> _WHAT NEEDS TO BE DONE_: Extract each line holding the word "that" from the entries.

> _THE INPUT_:

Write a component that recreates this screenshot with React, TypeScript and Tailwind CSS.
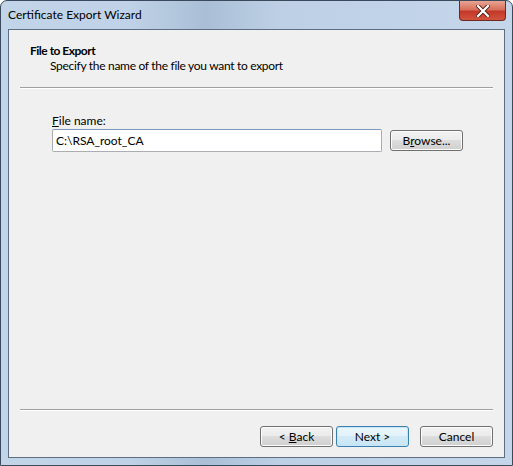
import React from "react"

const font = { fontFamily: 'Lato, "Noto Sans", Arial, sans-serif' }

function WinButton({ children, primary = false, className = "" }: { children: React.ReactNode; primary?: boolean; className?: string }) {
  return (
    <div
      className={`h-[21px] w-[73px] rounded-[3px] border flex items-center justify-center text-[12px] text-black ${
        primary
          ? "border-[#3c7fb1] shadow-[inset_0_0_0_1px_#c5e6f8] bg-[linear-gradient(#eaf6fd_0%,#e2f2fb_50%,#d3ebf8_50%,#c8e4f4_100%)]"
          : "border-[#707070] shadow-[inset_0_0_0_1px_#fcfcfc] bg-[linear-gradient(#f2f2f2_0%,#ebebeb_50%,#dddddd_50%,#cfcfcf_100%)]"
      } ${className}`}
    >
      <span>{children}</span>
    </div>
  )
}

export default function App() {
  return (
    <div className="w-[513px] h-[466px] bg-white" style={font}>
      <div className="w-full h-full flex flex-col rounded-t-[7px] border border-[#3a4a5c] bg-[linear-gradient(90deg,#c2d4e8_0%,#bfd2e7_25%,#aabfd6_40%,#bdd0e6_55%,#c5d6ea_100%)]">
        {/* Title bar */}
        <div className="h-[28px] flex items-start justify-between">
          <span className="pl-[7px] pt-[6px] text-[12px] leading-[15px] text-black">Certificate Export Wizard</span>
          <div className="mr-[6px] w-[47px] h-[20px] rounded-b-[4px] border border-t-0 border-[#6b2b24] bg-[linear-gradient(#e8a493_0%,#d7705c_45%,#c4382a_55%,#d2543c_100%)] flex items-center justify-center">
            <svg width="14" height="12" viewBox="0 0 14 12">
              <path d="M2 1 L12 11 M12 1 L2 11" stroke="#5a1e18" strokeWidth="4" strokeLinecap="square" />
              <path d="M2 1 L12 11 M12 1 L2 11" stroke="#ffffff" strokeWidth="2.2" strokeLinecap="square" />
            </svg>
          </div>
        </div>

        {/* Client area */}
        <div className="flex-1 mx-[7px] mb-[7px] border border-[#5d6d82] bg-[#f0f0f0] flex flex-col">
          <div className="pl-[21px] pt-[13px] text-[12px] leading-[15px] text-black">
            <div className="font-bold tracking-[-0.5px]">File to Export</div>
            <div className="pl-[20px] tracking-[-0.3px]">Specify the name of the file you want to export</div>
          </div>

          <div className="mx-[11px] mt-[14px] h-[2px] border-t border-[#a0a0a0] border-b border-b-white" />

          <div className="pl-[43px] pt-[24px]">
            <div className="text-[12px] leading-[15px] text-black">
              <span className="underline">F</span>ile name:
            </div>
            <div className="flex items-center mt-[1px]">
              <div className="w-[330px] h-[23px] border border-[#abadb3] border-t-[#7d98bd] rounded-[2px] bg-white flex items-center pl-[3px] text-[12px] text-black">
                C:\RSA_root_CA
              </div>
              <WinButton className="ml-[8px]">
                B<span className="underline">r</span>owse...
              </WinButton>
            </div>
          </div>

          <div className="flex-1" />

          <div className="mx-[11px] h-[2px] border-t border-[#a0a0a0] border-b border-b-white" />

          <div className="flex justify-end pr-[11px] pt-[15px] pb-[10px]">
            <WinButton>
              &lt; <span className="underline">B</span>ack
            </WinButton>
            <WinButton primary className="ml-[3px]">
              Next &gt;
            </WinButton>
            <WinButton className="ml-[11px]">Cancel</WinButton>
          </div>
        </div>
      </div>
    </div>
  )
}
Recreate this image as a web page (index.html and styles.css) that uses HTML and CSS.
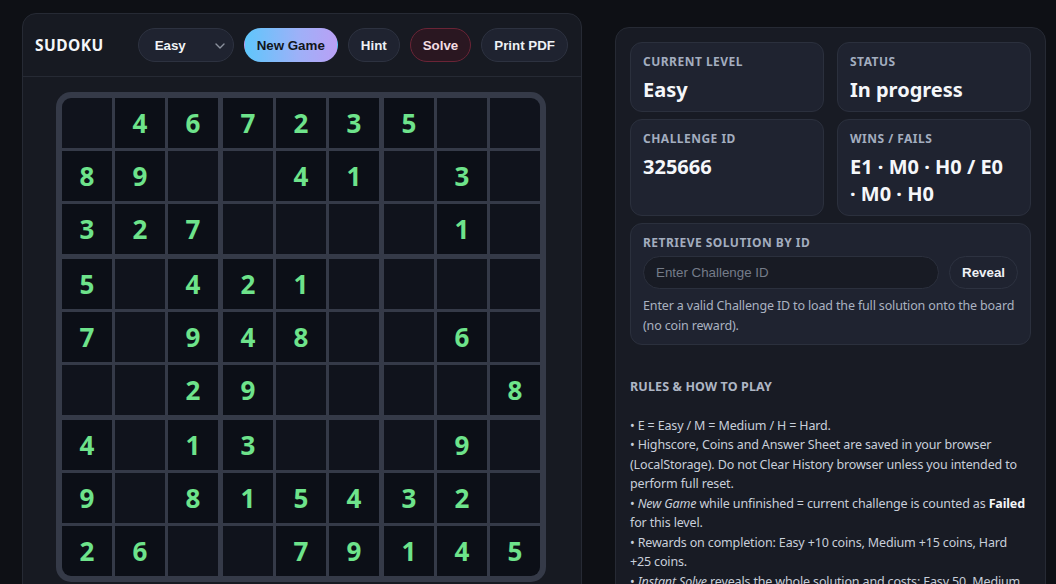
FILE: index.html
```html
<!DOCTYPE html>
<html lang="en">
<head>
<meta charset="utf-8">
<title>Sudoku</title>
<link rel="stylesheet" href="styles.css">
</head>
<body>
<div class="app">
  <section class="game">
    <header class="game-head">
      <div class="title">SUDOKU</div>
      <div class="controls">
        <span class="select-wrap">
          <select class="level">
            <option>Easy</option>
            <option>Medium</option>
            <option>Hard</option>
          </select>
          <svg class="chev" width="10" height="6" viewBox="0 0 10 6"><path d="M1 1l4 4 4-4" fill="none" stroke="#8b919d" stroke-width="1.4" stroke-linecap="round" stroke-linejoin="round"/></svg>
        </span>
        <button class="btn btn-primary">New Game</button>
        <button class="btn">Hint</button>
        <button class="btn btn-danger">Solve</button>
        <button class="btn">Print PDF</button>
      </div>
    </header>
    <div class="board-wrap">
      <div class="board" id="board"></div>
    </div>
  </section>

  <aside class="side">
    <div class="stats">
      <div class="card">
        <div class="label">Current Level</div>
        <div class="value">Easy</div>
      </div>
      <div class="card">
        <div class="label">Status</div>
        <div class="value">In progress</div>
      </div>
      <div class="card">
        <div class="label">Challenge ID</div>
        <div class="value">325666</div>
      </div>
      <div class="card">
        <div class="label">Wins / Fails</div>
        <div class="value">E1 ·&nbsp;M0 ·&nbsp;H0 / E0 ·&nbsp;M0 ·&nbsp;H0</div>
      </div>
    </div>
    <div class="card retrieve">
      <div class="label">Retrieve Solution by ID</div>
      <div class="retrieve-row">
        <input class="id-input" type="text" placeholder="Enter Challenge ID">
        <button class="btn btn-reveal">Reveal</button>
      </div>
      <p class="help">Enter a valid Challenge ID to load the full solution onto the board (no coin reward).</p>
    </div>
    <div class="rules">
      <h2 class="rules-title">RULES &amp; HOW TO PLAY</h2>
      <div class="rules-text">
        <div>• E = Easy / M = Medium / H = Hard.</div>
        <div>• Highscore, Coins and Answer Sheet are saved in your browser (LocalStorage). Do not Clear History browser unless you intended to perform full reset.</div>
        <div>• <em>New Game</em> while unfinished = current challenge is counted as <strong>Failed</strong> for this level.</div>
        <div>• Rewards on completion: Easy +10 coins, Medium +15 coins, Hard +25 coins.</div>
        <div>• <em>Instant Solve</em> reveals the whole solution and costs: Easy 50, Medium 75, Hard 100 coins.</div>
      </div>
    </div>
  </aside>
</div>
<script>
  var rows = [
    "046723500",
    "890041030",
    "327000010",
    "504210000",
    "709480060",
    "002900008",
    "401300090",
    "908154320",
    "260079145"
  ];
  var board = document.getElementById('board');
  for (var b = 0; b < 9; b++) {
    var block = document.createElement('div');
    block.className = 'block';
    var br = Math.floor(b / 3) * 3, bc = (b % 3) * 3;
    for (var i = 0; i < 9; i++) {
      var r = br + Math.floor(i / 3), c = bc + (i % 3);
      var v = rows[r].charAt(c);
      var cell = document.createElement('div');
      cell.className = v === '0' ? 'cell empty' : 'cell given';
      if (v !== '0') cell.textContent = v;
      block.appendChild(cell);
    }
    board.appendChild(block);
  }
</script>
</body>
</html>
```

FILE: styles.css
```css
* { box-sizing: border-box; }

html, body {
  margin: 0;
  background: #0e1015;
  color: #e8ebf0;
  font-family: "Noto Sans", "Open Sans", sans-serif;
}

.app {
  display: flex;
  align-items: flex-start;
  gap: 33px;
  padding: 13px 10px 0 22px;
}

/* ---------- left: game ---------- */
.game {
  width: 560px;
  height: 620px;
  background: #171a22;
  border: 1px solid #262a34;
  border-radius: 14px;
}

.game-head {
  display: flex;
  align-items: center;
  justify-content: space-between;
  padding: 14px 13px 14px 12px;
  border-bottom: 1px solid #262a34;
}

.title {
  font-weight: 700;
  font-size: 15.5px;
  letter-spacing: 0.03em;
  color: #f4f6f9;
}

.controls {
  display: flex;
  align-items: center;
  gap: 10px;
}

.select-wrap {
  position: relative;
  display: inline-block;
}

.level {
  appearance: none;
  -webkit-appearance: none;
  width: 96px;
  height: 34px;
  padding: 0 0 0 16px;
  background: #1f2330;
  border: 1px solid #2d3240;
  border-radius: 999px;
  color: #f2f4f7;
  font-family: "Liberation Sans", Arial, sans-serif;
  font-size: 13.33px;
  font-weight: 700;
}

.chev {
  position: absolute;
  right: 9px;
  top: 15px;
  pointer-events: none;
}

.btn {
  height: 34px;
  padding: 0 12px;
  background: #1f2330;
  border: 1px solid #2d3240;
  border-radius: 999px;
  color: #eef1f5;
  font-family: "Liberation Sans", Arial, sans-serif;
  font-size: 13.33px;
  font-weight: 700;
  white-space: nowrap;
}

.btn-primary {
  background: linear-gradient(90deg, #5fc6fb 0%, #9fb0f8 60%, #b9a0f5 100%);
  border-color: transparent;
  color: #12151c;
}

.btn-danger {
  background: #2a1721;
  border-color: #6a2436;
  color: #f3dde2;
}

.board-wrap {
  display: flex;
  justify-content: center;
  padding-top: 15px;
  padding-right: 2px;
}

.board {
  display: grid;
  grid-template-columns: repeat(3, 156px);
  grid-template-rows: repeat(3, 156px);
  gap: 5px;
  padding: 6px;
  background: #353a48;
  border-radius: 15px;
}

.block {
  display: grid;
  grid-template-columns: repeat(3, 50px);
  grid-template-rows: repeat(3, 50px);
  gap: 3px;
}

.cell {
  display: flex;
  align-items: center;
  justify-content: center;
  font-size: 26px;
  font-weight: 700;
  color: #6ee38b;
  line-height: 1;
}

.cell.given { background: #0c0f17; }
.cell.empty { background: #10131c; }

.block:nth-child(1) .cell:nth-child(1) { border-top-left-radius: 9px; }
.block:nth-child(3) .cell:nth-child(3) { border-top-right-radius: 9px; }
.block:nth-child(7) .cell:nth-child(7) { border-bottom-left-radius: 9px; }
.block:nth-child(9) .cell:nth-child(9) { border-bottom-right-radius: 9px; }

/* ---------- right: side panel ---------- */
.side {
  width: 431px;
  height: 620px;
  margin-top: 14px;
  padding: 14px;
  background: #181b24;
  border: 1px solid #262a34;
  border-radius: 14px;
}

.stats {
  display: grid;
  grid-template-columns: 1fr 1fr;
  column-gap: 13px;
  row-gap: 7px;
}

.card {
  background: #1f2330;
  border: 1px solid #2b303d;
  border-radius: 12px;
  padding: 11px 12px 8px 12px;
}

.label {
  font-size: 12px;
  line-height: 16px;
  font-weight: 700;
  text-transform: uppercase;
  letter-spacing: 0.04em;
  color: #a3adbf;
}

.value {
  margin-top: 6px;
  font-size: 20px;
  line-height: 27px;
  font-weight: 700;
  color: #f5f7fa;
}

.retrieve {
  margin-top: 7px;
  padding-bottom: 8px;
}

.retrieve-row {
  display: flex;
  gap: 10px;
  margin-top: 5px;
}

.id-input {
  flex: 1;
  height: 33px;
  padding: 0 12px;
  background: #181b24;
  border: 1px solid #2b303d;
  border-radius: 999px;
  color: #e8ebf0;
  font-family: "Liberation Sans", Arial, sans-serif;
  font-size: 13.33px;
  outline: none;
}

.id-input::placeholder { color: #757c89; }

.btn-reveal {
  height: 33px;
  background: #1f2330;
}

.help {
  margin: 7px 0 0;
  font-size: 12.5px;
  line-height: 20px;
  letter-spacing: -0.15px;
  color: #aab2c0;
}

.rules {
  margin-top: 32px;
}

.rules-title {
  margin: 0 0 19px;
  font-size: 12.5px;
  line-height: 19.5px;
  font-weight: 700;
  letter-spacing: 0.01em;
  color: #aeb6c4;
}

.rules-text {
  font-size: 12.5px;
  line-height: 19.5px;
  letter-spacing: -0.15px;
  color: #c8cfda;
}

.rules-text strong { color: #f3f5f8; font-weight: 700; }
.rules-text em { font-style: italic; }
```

> _RESPONSE TO THE EXERCISE_:
Write a component that recreates this screenshot with React, TypeScript and Tailwind CSS.
Recreate this image as a web page (index.html and styles.css) that uses HTML and CSS.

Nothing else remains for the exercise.